**Your instructions:**
Locate each line containing the string "React" and copy it out.

**Source excerpt:**

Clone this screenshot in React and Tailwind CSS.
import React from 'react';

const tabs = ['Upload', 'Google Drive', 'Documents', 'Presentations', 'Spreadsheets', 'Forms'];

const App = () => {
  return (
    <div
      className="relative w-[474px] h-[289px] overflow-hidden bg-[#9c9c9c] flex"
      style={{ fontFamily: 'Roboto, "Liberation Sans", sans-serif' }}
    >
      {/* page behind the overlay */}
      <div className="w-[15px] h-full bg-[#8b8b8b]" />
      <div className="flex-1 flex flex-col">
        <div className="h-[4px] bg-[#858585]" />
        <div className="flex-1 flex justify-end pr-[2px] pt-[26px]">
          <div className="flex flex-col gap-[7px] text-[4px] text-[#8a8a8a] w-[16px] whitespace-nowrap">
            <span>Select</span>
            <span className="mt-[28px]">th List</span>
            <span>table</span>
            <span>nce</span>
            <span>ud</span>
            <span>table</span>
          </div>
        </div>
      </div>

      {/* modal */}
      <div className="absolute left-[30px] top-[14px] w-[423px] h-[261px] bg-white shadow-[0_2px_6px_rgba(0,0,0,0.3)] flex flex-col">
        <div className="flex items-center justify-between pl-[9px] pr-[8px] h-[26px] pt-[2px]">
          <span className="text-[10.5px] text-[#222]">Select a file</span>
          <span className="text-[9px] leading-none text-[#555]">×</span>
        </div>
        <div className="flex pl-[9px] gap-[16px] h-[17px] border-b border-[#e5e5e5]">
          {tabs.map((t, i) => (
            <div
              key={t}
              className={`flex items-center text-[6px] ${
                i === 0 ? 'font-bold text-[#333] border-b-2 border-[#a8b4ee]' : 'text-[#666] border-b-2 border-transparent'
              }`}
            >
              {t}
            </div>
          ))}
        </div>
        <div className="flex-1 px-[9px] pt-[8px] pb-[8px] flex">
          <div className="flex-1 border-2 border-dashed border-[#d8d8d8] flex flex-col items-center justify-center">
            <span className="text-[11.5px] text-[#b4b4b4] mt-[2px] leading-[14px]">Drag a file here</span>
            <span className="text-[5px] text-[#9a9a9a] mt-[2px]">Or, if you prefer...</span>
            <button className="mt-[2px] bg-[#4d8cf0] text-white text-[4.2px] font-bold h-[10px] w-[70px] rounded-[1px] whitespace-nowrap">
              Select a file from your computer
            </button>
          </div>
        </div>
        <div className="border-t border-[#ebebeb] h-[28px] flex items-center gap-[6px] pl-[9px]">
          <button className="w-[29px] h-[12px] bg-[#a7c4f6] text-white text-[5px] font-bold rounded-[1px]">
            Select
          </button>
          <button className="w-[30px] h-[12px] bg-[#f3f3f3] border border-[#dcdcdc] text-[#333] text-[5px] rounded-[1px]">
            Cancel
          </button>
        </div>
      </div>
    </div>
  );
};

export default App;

**Solution for this task:**
Clone this screenshot in React and Tailwind CSS.
import React from 'react';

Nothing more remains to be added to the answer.